- Type: Nature preserve (undeveloped)
- Location: Town of Niskayuna Schenectady County, New York
- Nearest city: Schenectady, New York
- Coordinates: 42°48′13″N 73°51′05″W﻿ / ﻿42.8036°N 73.8515°W
- Area: 105 acres (0.42 km^{2})
- Created: April 2006
- Operator: Niskayuna, New York
- Open: All year

= Mohawk River State Park =

Nature preserve in New York, United States

Mohawk River Nature Preserve, formerly Mohawk River State Park, is a 105 acre undeveloped nature preserve in the town of Niskayuna in Schenectady County, New York. The park is located adjacent to the Mohawk River.

==History==
Mohawk River Nature Preserve occupies the site of the former Schenectady Museum Nature Preserve.
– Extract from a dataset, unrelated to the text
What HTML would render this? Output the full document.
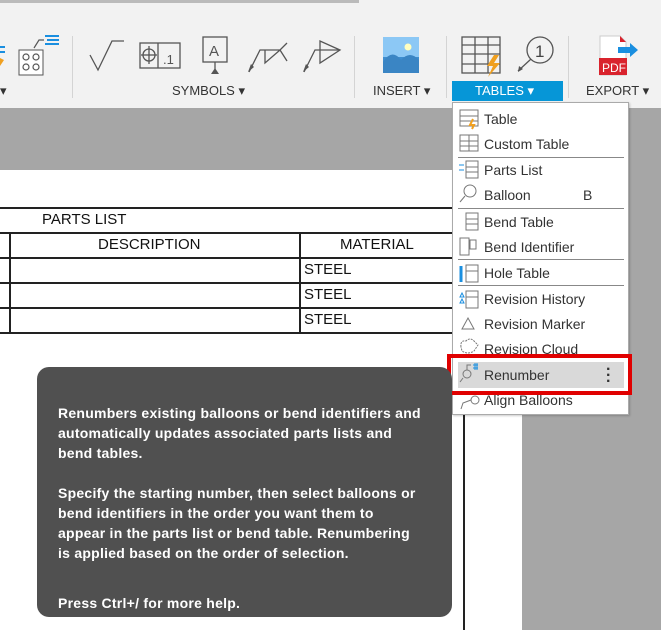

New York State purchased the preserve from the Schenectady Museum in April 2006 for $1 million to establish the park, which was the first state park in Schenectady County. The town of Niskayuna acquired the park from New York State for $1 in 2024.

==Description==
Mohawk River State Park may be accessed from a small parking area at the end of Whitmyer Drive in Niskayuna. Although the state initially planned to add amenities such as picnic areas and a boat launch, as of 2012 the park remained almost completely undeveloped, including a lack of signs identifying the state park by its current name. The New York State Office of Parks, Recreation and Historic Preservation noted that no further development was planned, and that the park was intended to preserve the natural landscape and host passive recreation such as hiking.

The Mohawk Hudson Bike/Hike Trail passes along the park's northern boundary in parallel with the Mohawk River. The park also contains several trails maintained by local volunteer groups, including a portion of the John F. Brown Trail System. The park's trails connect with additional public lands, including about 100 acre of adjacent town-owned land, and a boat launch near the New York State Canal Corporation's Lock 7 facility.